Wednesday 17th. The weather was pleasant: we passed a low ground covered with small timber on the south, and barren hills on the north which come close to the river; the wind from the northwest then become so strong that we could not move after ten o'clock, until late in the afternoon, when we were forced to use the towline, and we therefore made only six miles. We all went out hunting and examining the country. The goats, of which we see large flocks coming to the north bank of the river, spend the summer, says Mr. Gravelines, in the plains east of the Missouri, and at the present season are returning to the Black mountains, where they subsist on leaves and shrubbery during the winter, and resume their migrations in the spring. We also saw buffaloe, elk, and deer, and a number of snakes; a beaver house too was seen, and we caught a whippoorwill of a small and uncommon kind: the leaves are fast falling; the river wider than usual and full of sandbars: and on the sides of the hills are large stones, and some rock of a brownish colour in the southern bend below us. Our latitude by observation was 46° 23' 57".

Thursday 18. After three miles we reached the mouth of Le Boulet or Cannonball river: this stream rises in the Black mountains, and falls into the Missouri on the south; its channel is about one hundred and forty yards wide, though the water is now confined within forty, and its name is derived from the numbers of perfectly round large stones on the shore and in the bluffs just above. We here met with two Frenchmen in the employ of Mr. Gravelines, who had been robbed by the Mandans of their traps, furs, and other articles, and were descending the river in a periogue, but they turned back with us in expectation of obtaining redress through our means. At eight miles is a creek on the north, about twenty-eight yards wide, rising in the northeast, and called Chewah or Fish river; one mile above this is another creek on the south: we encamped on a sandbar to the south, at the distance of thirteen miles, all of which we had made with oars and poles. Great numbers of goats are crossing the river and directing their course to the westward; we also saw a herd of buffaloe and of elk; a pelican too was killed, and six fallow deer, having found, as the Ricaras informed us, that there are none of the black-tail species as high up as this place.

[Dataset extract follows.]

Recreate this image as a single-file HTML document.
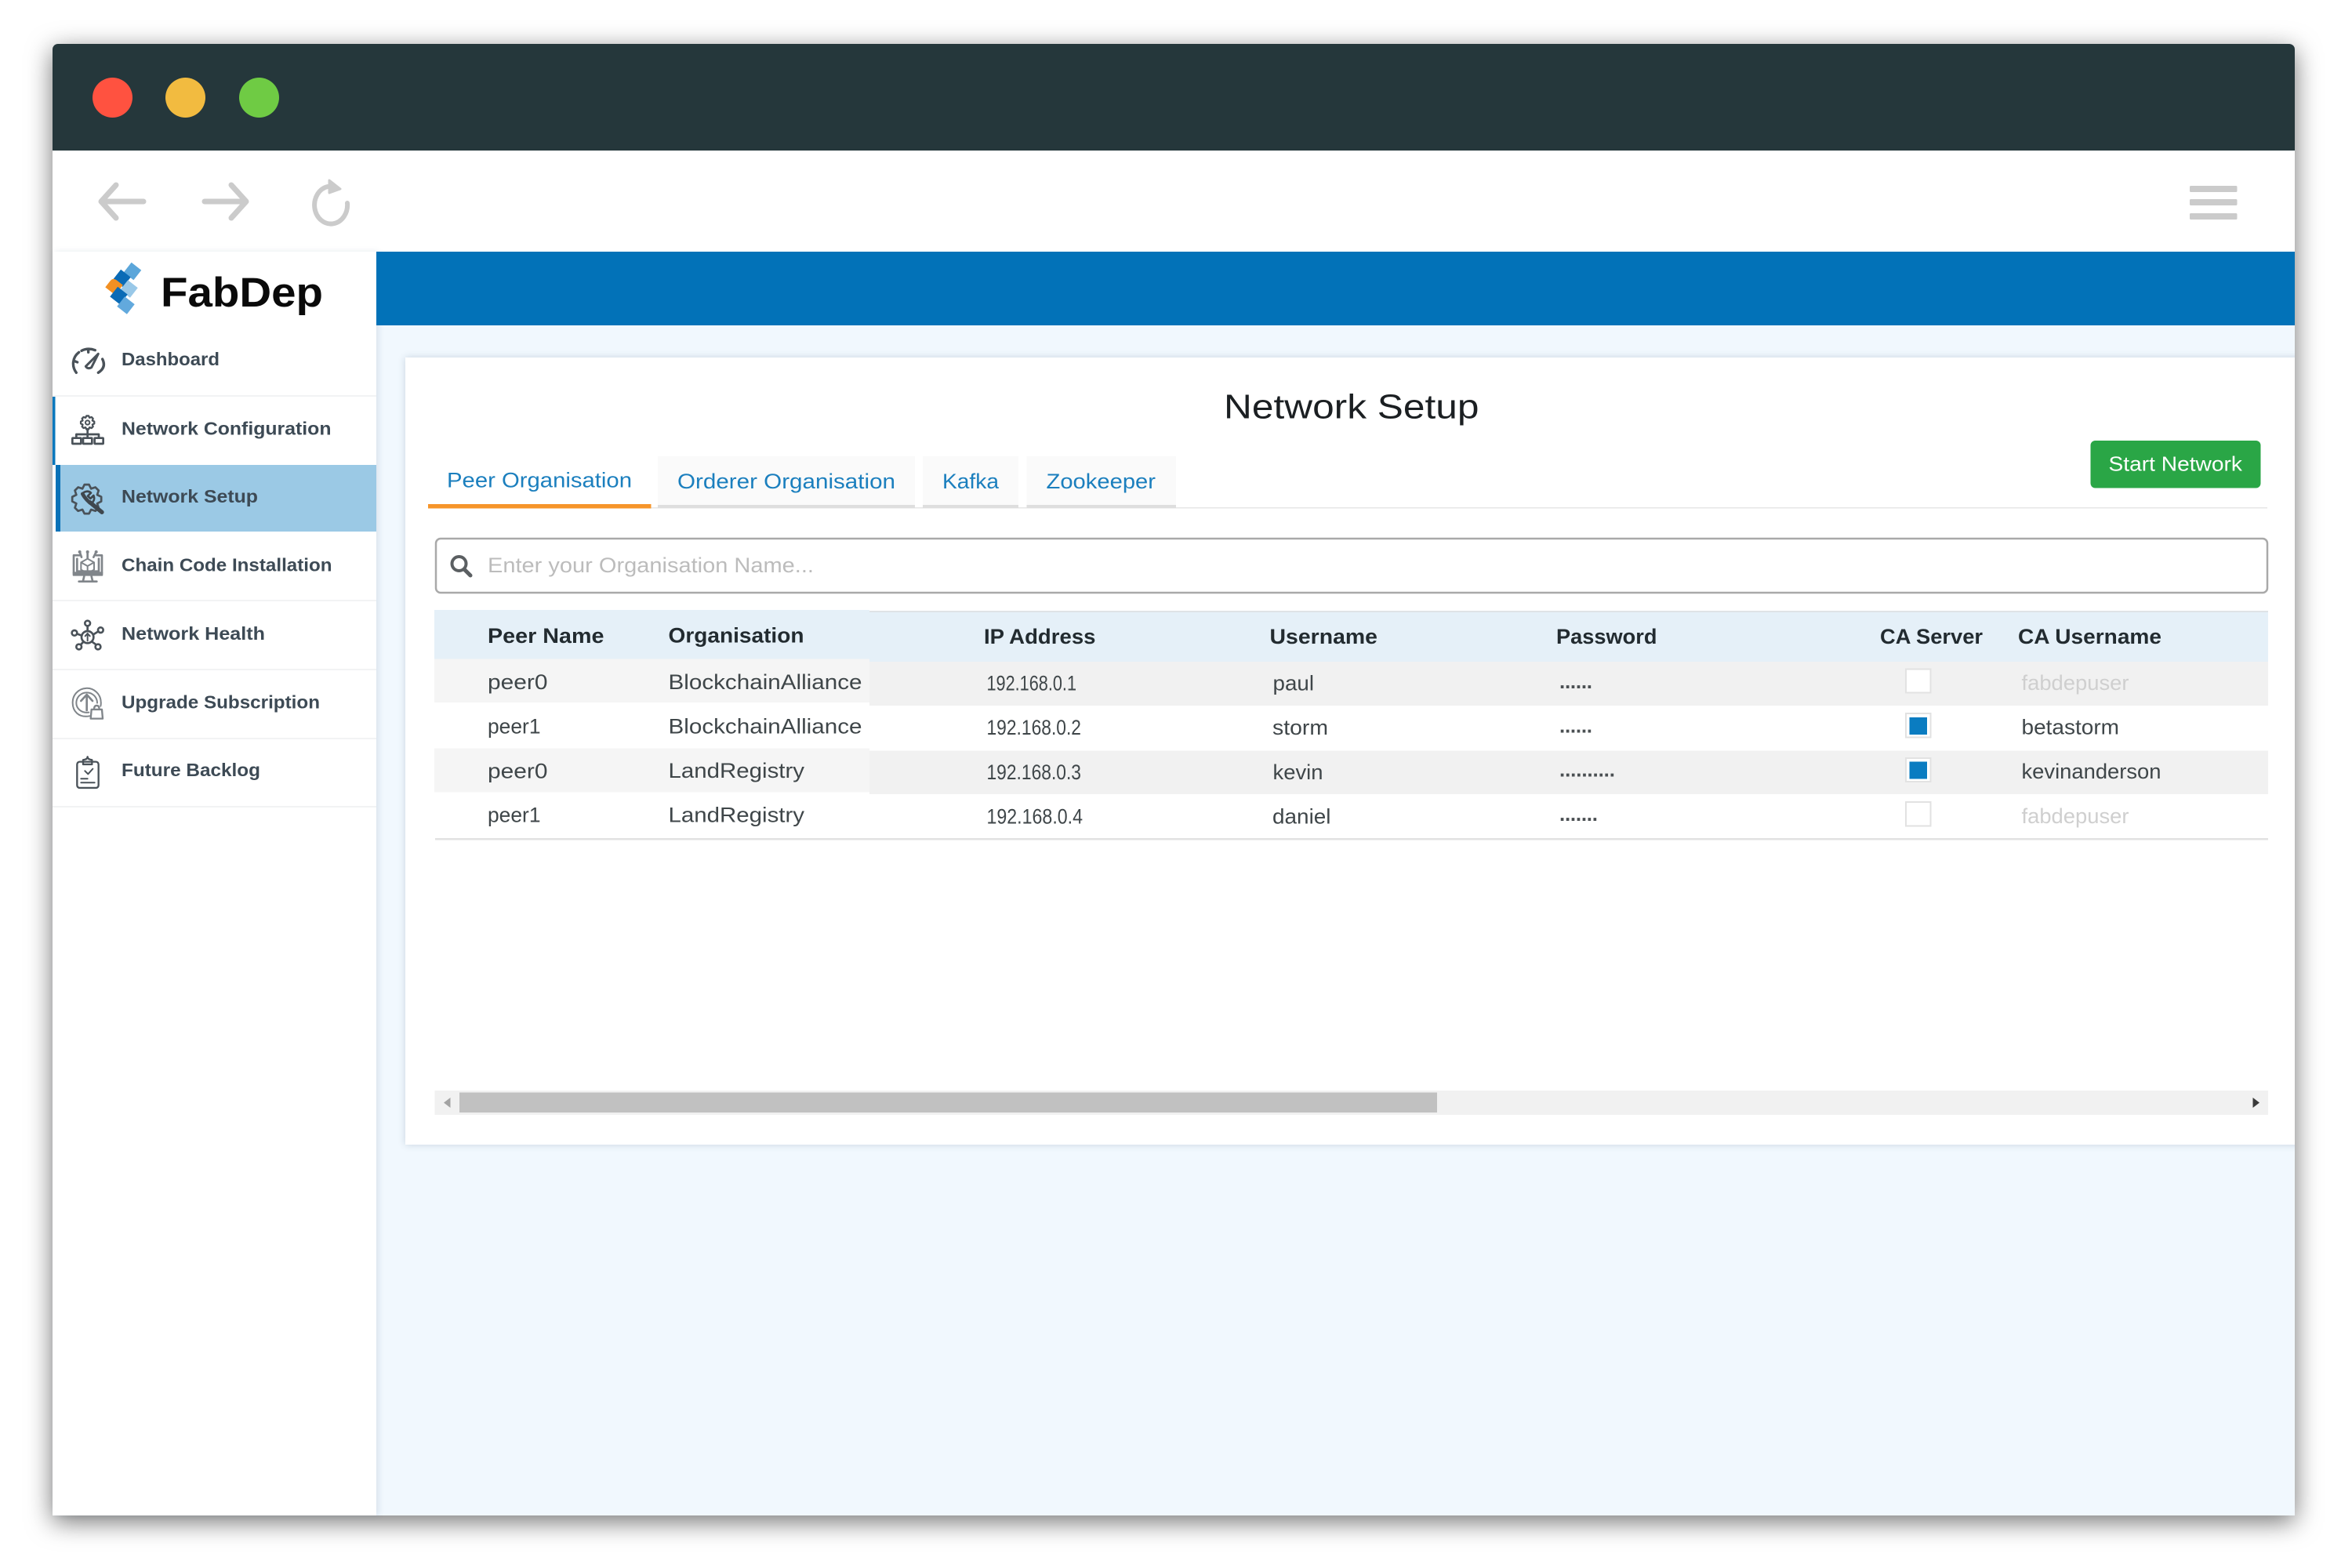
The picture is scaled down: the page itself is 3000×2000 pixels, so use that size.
<!DOCTYPE html>
<html lang="en"><head><meta charset="utf-8"><title>FabDep - Network Setup</title>
<style>
html,body{margin:0;padding:0;width:3000px;height:2000px;background:#fff;overflow:hidden}
#win{position:absolute;left:67px;top:56px;width:2860px;height:1877px;border-radius:7px 7px 0 0;background:#fff;box-shadow:0 8px 32px rgba(0,0,0,.55)}
#main{position:absolute;left:480px;top:415px;width:2447px;height:1518px;background:#f1f8fe;overflow:hidden}
#card{position:absolute;left:37px;top:41px;width:2460px;height:1004px;background:#fff;box-shadow:0 0 9px rgba(40,70,100,.2)}
#side{position:absolute;left:67px;top:321px;width:413px;height:1612px;background:#fff;box-shadow:3px 0 7px rgba(60,90,120,.13)}
svg{position:absolute;left:0;top:0}
text{font-family:"Liberation Sans",sans-serif}
.n{font-size:23px;font-weight:700;fill:#3d4a55}
.h{font-size:26.5px;font-weight:700;fill:#222b30}
.c{font-size:26.5px;fill:#3f4649}
.t{font-size:27px;fill:#1b7fbe}
.g{fill:#cfcfcf}
.d{font-size:26px;font-weight:700;fill:#4a4f52}
.i{fill:none;stroke:#4a5259;stroke-width:8;stroke-linecap:round;stroke-linejoin:round}
.l{stroke:#80858a}
</style></head>
<body>
<div id="win"></div>
<div id="main"><div id="card"></div></div>
<div id="side"></div>
<svg width="3000" height="2000" viewBox="0 0 3000 2000" xmlns="http://www.w3.org/2000/svg">
<defs>
<path id="cog" d="M51.4-8.1L51.4 8.1 37 15.3 42 30.6 30.6 42 15.3 37 8.1 51.4-8.1 51.4-15.3 37-30.6 42-42 30.6-37 15.3-51.4 8.1-51.4-8.1-37-15.3-42-30.6-30.6-42-15.3-37-8.1-51.4 8.1-51.4 15.3-37 30.6-42 42-30.6 37-15.3Z"/>
</defs>

<!-- title bar -->
<path d="M67 192V63a7 7 0 0 1 7-7H2920a7 7 0 0 1 7 7V192Z" fill="#25373b"/>
<circle cx="143.5" cy="124.5" r="25.5" fill="#ff5240"/>
<circle cx="236.5" cy="124.5" r="25.5" fill="#f2bb40"/>
<circle cx="330.5" cy="124.5" r="25.5" fill="#6fcb44"/>

<!-- toolbar icons -->
<g fill="none" stroke="#cbcbcb" stroke-width="7" stroke-linecap="round" stroke-linejoin="round">
<path d="M183 257H130M148 236L129 257 148 278"/>
<path d="M261 257H314M295 236L314 257 295 278"/>
</g>
<path d="M443 259A21 24 0 1 1 418 238" fill="none" stroke="#cbcbcb" stroke-width="6" stroke-linecap="round"/>
<path d="M420 230L434 241 420 246Z" fill="#cbcbcb" stroke="#cbcbcb" stroke-width="3" stroke-linejoin="round"/>
<g fill="#cbcbcb"><rect x="2793" y="237" width="60.500" height="8" rx="1.500"/><rect x="2793" y="254" width="60.500" height="8" rx="1.500"/><rect x="2793" y="272" width="60.500" height="8" rx="1.500"/></g>

<!-- blue bar -->
<rect x="480" y="321" width="2447" height="94" fill="#0272b8"/>

<!-- logo -->
<g>
<rect x="-8" y="-8" width="16" height="16" fill="#5ba6da" transform="translate(169 346) rotate(38)"/>
<rect x="-8" y="-8" width="16" height="16" fill="#0a6bb6" transform="translate(155.500 355) rotate(38)"/>
<path d="M-8-8H8V8H-8V-2Q-8-8-2-8Z" fill="#f29023" transform="translate(145.500 365) rotate(38)"/>
<rect x="-8" y="-8" width="16" height="16" fill="#99c8e8" transform="translate(164.500 368.500) rotate(38)"/>
<rect x="-8" y="-8" width="16" height="16" fill="#0a6bb6" transform="translate(151.500 377) rotate(38)"/>
<rect x="-8" y="-8" width="16" height="16" fill="#62a9dd" transform="translate(160.500 389.500) rotate(38)"/>
</g>
<text x="205" y="391" textLength="207" lengthAdjust="spacingAndGlyphs" font-size="53" font-weight="700" fill="#0a0a0a">FabDep</text>

<!-- sidebar rows -->
<g fill="#f2f3f4">
<rect x="67" y="504" width="413" height="2"/><rect x="67" y="765" width="413" height="2"/><rect x="67" y="853" width="413" height="2"/><rect x="67" y="941" width="413" height="2"/><rect x="67" y="1028" width="413" height="2"/>
</g>
<rect x="67" y="506" width="3.500" height="87" fill="#0a78bd"/>
<rect x="71" y="593" width="409" height="85" fill="#9bc9e5"/>
<rect x="71" y="593" width="6" height="85" fill="#0a72b8"/>

<text class="n" x="155" y="466" textLength="125" lengthAdjust="spacingAndGlyphs">Dashboard</text>
<text class="n" x="155" y="554.500" textLength="267.500" lengthAdjust="spacingAndGlyphs">Network Configuration</text>
<text class="n" x="155" y="641" textLength="174" lengthAdjust="spacingAndGlyphs">Network Setup</text>
<text class="n" x="155" y="728.500" textLength="268.500" lengthAdjust="spacingAndGlyphs">Chain Code Installation</text>
<text class="n" x="155" y="816" textLength="183" lengthAdjust="spacingAndGlyphs">Network Health</text>
<text class="n" x="155" y="903.500" textLength="253" lengthAdjust="spacingAndGlyphs">Upgrade Subscription</text>
<text class="n" x="155" y="990" textLength="177" lengthAdjust="spacingAndGlyphs">Future Backlog</text>

<!-- sidebar icons: drawn in 3x coordinates -->
<g transform="translate(80 430) scale(.3333)">
<g class="i">
<path d="M52 136C34 112 36 78 62 58M72 52C92 42 108 44 124 50M152 84C162 104 158 122 136 136M98 46V58M46 92L56 96" stroke-width="10"/>
<path d="M88 112L136 64 110 116Q96 124 88 112Z" stroke-width="9"/>
<use href="#cog" transform="translate(95 327) scale(.5)" style="stroke-width:14"/>
<circle cx="95" cy="327" r="8" stroke-width="6"/>
<path d="M95 352V368M52 385V372H138V385M95 368V385"/>
<rect x="37" y="386" width="33" height="22" rx="2"/><rect x="78" y="386" width="34" height="22" rx="2"/><rect x="122" y="386" width="33" height="22" rx="2"/>
<use href="#cog" transform="translate(92 620) scale(1.08)" style="stroke-width:7.500"/>
</g>
<path d="M74 602C80 590 98 586 108 596L96 608 106 618 118 606C124 620 118 632 106 636L150 668" fill="none" stroke="#3f474e" stroke-width="8" stroke-linejoin="round"/>
<path d="M104 632L150 670" stroke="#3f474e" stroke-width="16" stroke-linecap="round"/>
<path d="M76 600C82 612 90 622 104 634" stroke="#3f474e" stroke-width="14" stroke-linecap="round"/>
</g>

<g transform="translate(80 690) scale(.3333)">
<g class="i l">
<path d="M65 55H42V130H150V55H128"/>
<path d="M55 68V116H138V68"/>
<path d="M42 122H150M82 135L78 152M110 135L114 152M62 155H130"/>
<path d="M65 42L72 62M95 42V65M128 42L118 62"/>
<path d="M95 68L120 82V110L95 124 70 110V82ZM70 82L95 96 120 82M95 96V124" stroke-width="6"/>
<circle cx="65" cy="42" r="2"/><circle cx="95" cy="42" r="2"/><circle cx="128" cy="42" r="2"/>
</g>
<g class="i">
<circle cx="95" cy="368" r="23"/>
<path d="M95 382V354M86 364L95 354 104 364" stroke-width="6"/>
<circle cx="95" cy="315" r="10"/><circle cx="45" cy="352" r="10"/><circle cx="145" cy="341" r="10"/><circle cx="62" cy="405" r="10"/><circle cx="135" cy="405" r="10"/>
<path d="M95 325V345M54 355L73 362M136 346L117 358M69 397L80 385M128 397L111 385"/>
</g>
<g class="i l">
<path d="M103 670C60 678 38 650 38 620A54 54 0 0 1 146 615Q147 624 145 632" stroke-width="6"/>
<path d="M100 656C70 660 52 640 52 620A40 40 0 0 1 132 620" stroke-width="6"/>
<path d="M92 648V590M70 612L92 588 114 612" stroke-width="8"/>
<path d="M110 645H150L153 680H107ZM120 645Q120 630 130 630T140 645" stroke-width="7"/>
</g>
<g class="i">
<rect x="55" y="845" width="82" height="100" rx="10" stroke-width="7"/>
<path d="M78 855V838Q95 836 95 826 95 836 112 838V855Z" stroke-width="7"/>
<path d="M85 880L97 892 115 872" stroke-width="6"/>
<path d="M70 910H95M70 925H122" stroke-width="6"/>
</g>
</g>

<!-- card content -->
<text x="1561" y="533.500" textLength="325.500" lengthAdjust="spacingAndGlyphs" font-size="44" fill="#1b1f22">Network Setup</text>

<!-- tabs -->
<rect x="550" y="647" width="2342" height="1.500" fill="#e6e6e6"/>
<rect x="839" y="582" width="328" height="63" fill="#fafafa"/>
<rect x="1177" y="582" width="122" height="63" fill="#fafafa"/>
<rect x="1309.500" y="582" width="190.500" height="63" fill="#fafafa"/>
<rect x="839" y="644" width="328" height="4" fill="#dedede"/>
<rect x="1177" y="644" width="122" height="4" fill="#dedede"/>
<rect x="1309.500" y="644" width="190.500" height="4" fill="#dedede"/>
<rect x="546" y="643" width="284.500" height="5.500" fill="#f6952a"/>
<text class="t" x="570" y="621.500" textLength="236" lengthAdjust="spacingAndGlyphs">Peer Organisation</text>
<text class="t" x="864" y="623" textLength="278" lengthAdjust="spacingAndGlyphs">Orderer Organisation</text>
<text class="t" x="1202" y="623" textLength="72" lengthAdjust="spacingAndGlyphs">Kafka</text>
<text class="t" x="1334.500" y="623" textLength="139.500" lengthAdjust="spacingAndGlyphs">Zookeeper</text>

<!-- start button -->
<rect x="2666.500" y="562" width="217" height="60.500" rx="6" fill="#2aa646"/>
<text x="2689.500" y="600.500" textLength="170.500" lengthAdjust="spacingAndGlyphs" font-size="26" fill="#fff">Start Network</text>

<!-- search -->
<rect x="556" y="687" width="2336" height="69" rx="6" fill="#fff" stroke="#a9a9a9" stroke-width="2.500"/>
<circle cx="585.500" cy="719" r="9" fill="none" stroke="#5b5f62" stroke-width="4"/>
<path d="M592 726L600 734" stroke="#5b5f62" stroke-width="5" stroke-linecap="round"/>
<text x="622" y="730" textLength="416" lengthAdjust="spacingAndGlyphs" font-size="27" fill="#bcbcbc">Enter your Organisation Name...</text>

<!-- table -->
<rect x="1109" y="780" width="1784" height="64" fill="#e5f0f8"/>
<rect x="1109" y="779" width="1784" height="2" fill="#dfe3e6"/>
<rect x="554" y="778" width="555" height="62.500" fill="#e5f0f8"/>
<rect x="1109" y="844" width="1784" height="56" fill="#f1f1f1"/>
<rect x="554" y="840.500" width="555" height="55.500" fill="#f5f5f5"/>
<rect x="1109" y="957.500" width="1784" height="55.500" fill="#f1f1f1"/>
<rect x="554" y="954.500" width="555" height="56" fill="#f5f5f5"/>
<rect x="555" y="1069" width="2338" height="2.500" fill="#e2e2e2"/>

<text class="h" x="622" y="820" textLength="148.500" lengthAdjust="spacingAndGlyphs">Peer Name</text>
<text class="h" x="852.500" y="819.500" textLength="173" lengthAdjust="spacingAndGlyphs">Organisation</text>
<text class="h" x="1255" y="821" textLength="142.500" lengthAdjust="spacingAndGlyphs">IP Address</text>
<text class="h" x="1619.500" y="821" textLength="137.500" lengthAdjust="spacingAndGlyphs">Username</text>
<text class="h" x="1985" y="821" textLength="128.500" lengthAdjust="spacingAndGlyphs">Password</text>
<text class="h" x="2398" y="821" textLength="131" lengthAdjust="spacingAndGlyphs">CA Server</text>
<text class="h" x="2574" y="821" textLength="183" lengthAdjust="spacingAndGlyphs">CA Username</text>

<text class="c" x="622" y="879" textLength="76.500" lengthAdjust="spacingAndGlyphs">peer0</text>
<text class="c" x="622" y="935.500" textLength="67.500" lengthAdjust="spacingAndGlyphs">peer1</text>
<text class="c" x="622" y="992.500" textLength="76.500" lengthAdjust="spacingAndGlyphs">peer0</text>
<text class="c" x="622" y="1048.500" textLength="67.500" lengthAdjust="spacingAndGlyphs">peer1</text>

<text class="c" x="852.500" y="879" textLength="247" lengthAdjust="spacingAndGlyphs">BlockchainAlliance</text>
<text class="c" x="852.500" y="935.500" textLength="247" lengthAdjust="spacingAndGlyphs">BlockchainAlliance</text>
<text class="c" x="852.500" y="992" textLength="173.500" lengthAdjust="spacingAndGlyphs">LandRegistry</text>
<text class="c" x="852.500" y="1048.500" textLength="173.500" lengthAdjust="spacingAndGlyphs">LandRegistry</text>

<text class="c" x="1258.500" y="880.500" textLength="114.500" lengthAdjust="spacingAndGlyphs">192.168.0.1</text>
<text class="c" x="1258.500" y="937" textLength="120.500" lengthAdjust="spacingAndGlyphs">192.168.0.2</text>
<text class="c" x="1258.500" y="994" textLength="120.500" lengthAdjust="spacingAndGlyphs">192.168.0.3</text>
<text class="c" x="1258.500" y="1050.500" textLength="122.500" lengthAdjust="spacingAndGlyphs">192.168.0.4</text>

<text class="c" x="1623.500" y="880.500" textLength="52.500" lengthAdjust="spacingAndGlyphs">paul</text>
<text class="c" x="1623" y="937" textLength="71" lengthAdjust="spacingAndGlyphs">storm</text>
<text class="c" x="1623.500" y="994" textLength="64" lengthAdjust="spacingAndGlyphs">kevin</text>
<text class="c" x="1623" y="1050.500" textLength="74.500" lengthAdjust="spacingAndGlyphs">daniel</text>

<text class="d" x="1989" y="878" textLength="42" lengthAdjust="spacing">......</text>
<text class="d" x="1989" y="934.500" textLength="42" lengthAdjust="spacing">......</text>
<text class="d" x="1989" y="990.500" textLength="71" lengthAdjust="spacing">..........</text>
<text class="d" x="1989" y="1047" textLength="49" lengthAdjust="spacing">.......</text>

<g fill="#fff" stroke="#e2e2e2" stroke-width="2">
<rect x="2431" y="853.500" width="31.500" height="30"/>
<rect x="2431" y="910" width="31.500" height="30.500"/>
<rect x="2431" y="967" width="31.500" height="30"/>
<rect x="2431" y="1023" width="31.500" height="30.500"/>
</g>
<rect x="2435.500" y="915" width="22.500" height="22" fill="#0a7cc1"/>
<rect x="2435.500" y="971.500" width="22.500" height="22" fill="#0a7cc1"/>

<text class="c g" x="2578.500" y="880" textLength="137" lengthAdjust="spacingAndGlyphs">fabdepuser</text>
<text class="c" x="2578.500" y="936.500" textLength="124.500" lengthAdjust="spacingAndGlyphs">betastorm</text>
<text class="c" x="2578.500" y="993" textLength="178" lengthAdjust="spacingAndGlyphs">kevinanderson</text>
<text class="c g" x="2578.500" y="1050" textLength="137" lengthAdjust="spacingAndGlyphs">fabdepuser</text>

<!-- scrollbar -->
<rect x="554.500" y="1391" width="2338.500" height="31" fill="#f1f1f1"/>
<rect x="586" y="1393.500" width="1247" height="25.500" fill="#c1c1c1"/>
<path d="M574.500 1400V1413L566 1406.500Z" fill="#a3a3a3"/>
<path d="M2873.500 1400V1413L2882 1406.500Z" fill="#3a3a3a"/>
</svg>
</body></html>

The country is in general level and fine, with broken short high grounds, low timbered mounds on the river, and a rugged range of hills at a distance.

Friday 19. We set sail with a fine morning, and a southeast wind, and at two and a half miles passed a creek on the north side: at eleven and a half miles we came to a lake or large pond on the same side, in which were some swans. On both banks of the Missouri are low grounds which have much more timber than lower down the river: the hills are at one or two miles distance from the banks, and the streams which rise in them are brackish, and the mineral salts appear on the sides of the hills and edges of the runs. In walking along the shore we counted fifty-two herds of buffaloe, and three of elk, at a single view. Besides these we also observed elk, deer, pelicans, and wolves. After seventeen and a half miles we encamped on the north, opposite to the uppermost of a number of round hills, forming a cone at the top, one being about ninety, another sixty feet in height, and some of less elevation. Our chief tells us that the calumet bird lives in the holes formed by the filtration of the water from the top of these hills through the sides. Near to one of these moles, on a point of a hill ninety feet above the plain, are the remains of an old village which is high, strong, and has been fortified; this our chief tells us is the remains of one of the Mandan villages, and are the first ruins which we have seen of that nation in ascending the Missouri: opposite to our camp is a deep bend to the south, at the extremity of which is a pond.